● **Task prompt**: Find all the lines with "index" and gather them.

########

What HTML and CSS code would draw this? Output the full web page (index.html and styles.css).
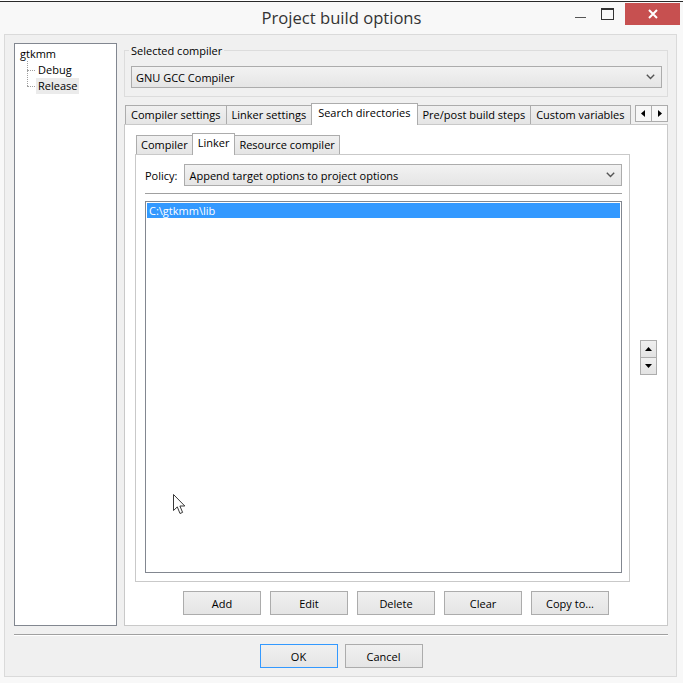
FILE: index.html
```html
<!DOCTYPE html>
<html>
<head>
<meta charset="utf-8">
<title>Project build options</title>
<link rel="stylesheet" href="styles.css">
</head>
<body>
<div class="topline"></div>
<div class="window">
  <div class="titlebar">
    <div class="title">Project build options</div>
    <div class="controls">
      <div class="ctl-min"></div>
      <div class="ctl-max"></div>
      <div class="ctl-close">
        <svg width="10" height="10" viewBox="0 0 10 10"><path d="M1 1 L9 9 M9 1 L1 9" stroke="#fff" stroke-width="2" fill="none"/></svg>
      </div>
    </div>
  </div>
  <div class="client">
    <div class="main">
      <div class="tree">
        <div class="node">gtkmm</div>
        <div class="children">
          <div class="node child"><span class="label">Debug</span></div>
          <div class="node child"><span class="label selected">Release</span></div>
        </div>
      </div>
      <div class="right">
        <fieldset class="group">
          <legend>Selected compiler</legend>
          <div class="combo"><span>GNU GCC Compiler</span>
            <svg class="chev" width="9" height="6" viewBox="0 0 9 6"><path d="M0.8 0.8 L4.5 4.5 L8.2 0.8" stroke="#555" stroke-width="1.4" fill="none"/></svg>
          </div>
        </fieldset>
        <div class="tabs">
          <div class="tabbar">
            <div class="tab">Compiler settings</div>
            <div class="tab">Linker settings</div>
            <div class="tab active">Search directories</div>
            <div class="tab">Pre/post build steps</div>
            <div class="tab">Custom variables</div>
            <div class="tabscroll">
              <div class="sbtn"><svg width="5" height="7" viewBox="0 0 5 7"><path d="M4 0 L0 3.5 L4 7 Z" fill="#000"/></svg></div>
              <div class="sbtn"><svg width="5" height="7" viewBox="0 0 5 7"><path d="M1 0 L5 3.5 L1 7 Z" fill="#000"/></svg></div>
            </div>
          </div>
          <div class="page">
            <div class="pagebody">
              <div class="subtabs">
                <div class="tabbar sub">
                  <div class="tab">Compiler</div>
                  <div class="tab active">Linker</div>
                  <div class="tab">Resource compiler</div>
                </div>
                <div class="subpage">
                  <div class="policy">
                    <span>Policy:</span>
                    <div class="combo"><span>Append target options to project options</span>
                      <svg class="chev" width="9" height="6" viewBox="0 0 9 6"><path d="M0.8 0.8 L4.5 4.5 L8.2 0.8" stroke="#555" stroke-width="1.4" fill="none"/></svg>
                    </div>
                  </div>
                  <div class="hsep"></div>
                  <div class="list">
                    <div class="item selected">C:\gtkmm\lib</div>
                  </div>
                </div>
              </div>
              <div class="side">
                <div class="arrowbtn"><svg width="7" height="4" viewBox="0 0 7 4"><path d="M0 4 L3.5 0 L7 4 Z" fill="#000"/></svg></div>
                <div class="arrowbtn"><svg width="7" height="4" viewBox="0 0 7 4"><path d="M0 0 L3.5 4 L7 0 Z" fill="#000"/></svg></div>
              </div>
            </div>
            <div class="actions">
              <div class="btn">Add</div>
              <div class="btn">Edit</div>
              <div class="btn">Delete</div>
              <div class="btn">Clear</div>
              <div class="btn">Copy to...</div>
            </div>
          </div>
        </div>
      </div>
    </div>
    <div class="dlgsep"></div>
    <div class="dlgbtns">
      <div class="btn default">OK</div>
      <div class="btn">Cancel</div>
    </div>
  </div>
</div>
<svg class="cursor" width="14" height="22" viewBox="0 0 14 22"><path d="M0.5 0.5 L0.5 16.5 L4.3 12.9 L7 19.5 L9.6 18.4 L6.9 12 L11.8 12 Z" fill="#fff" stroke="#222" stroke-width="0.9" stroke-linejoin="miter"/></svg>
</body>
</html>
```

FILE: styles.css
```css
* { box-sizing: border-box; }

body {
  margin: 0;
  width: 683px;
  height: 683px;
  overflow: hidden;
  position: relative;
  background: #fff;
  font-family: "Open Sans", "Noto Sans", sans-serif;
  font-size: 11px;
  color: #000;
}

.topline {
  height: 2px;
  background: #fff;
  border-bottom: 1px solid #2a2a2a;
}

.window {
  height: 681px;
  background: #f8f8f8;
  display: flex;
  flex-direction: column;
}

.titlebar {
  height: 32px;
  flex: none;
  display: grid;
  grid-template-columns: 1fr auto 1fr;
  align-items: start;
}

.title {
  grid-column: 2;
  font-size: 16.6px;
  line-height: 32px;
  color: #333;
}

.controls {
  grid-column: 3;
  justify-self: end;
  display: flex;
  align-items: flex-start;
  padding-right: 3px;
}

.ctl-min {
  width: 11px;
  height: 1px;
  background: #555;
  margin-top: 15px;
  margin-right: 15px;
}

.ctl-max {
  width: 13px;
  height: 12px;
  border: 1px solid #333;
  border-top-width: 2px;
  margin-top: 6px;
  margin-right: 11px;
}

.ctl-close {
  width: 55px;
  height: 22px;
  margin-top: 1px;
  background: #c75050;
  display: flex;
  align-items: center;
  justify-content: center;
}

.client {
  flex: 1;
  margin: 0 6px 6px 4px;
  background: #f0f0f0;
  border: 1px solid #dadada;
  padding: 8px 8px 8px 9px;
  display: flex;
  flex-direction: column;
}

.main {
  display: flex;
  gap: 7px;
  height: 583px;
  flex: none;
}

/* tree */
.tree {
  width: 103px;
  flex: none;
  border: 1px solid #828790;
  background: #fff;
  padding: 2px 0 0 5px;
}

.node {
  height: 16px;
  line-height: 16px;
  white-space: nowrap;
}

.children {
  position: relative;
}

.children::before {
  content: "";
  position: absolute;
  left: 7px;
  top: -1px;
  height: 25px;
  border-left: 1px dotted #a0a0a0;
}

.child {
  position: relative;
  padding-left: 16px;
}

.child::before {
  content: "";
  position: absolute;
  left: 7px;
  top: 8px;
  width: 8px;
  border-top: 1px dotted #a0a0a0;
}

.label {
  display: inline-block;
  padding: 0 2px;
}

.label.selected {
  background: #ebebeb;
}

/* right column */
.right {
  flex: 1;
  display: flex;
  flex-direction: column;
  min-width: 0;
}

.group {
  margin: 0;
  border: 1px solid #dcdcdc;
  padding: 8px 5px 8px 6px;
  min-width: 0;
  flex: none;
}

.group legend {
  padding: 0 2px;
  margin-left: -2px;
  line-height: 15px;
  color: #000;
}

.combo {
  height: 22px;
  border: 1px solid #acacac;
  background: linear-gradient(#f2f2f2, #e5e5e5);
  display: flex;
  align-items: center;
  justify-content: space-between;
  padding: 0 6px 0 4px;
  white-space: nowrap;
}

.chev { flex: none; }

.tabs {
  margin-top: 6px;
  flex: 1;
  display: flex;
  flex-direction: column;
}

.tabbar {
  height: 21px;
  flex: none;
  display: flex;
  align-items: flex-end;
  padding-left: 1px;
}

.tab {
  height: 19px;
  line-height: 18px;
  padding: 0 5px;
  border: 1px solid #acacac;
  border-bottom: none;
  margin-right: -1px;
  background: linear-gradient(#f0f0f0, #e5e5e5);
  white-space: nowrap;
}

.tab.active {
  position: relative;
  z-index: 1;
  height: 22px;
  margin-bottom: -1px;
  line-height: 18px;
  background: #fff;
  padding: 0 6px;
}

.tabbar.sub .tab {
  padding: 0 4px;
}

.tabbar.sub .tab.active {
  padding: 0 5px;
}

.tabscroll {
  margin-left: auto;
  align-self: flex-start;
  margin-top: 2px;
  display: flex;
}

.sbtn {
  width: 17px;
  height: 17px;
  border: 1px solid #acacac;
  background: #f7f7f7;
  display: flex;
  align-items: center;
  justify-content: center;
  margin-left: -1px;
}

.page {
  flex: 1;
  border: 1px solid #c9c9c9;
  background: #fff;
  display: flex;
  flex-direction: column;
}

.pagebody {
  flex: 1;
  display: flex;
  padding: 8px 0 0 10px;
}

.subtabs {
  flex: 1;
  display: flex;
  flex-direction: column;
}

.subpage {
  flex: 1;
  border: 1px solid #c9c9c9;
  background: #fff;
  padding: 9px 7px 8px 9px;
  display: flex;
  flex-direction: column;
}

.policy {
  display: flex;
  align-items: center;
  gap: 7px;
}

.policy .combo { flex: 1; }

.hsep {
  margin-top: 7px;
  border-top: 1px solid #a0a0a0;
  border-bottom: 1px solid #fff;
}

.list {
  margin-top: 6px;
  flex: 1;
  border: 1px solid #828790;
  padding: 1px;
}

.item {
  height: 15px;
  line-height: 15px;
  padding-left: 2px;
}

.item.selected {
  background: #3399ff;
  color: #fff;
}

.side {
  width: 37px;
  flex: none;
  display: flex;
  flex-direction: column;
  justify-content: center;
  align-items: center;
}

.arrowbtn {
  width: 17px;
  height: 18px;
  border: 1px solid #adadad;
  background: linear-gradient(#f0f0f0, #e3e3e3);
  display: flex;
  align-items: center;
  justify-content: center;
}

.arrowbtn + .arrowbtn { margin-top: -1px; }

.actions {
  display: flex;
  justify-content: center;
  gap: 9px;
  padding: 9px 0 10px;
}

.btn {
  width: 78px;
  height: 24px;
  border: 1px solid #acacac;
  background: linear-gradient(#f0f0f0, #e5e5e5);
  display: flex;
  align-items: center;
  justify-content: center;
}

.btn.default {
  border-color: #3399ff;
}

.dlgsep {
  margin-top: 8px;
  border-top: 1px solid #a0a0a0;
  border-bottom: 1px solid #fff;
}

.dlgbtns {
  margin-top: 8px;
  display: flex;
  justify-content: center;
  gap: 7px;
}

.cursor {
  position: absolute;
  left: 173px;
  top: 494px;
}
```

########

● **Completed task**:
What HTML and CSS code would draw this? Output the full web page (index.html and styles.css).
FILE: index.html
  z-index: 1;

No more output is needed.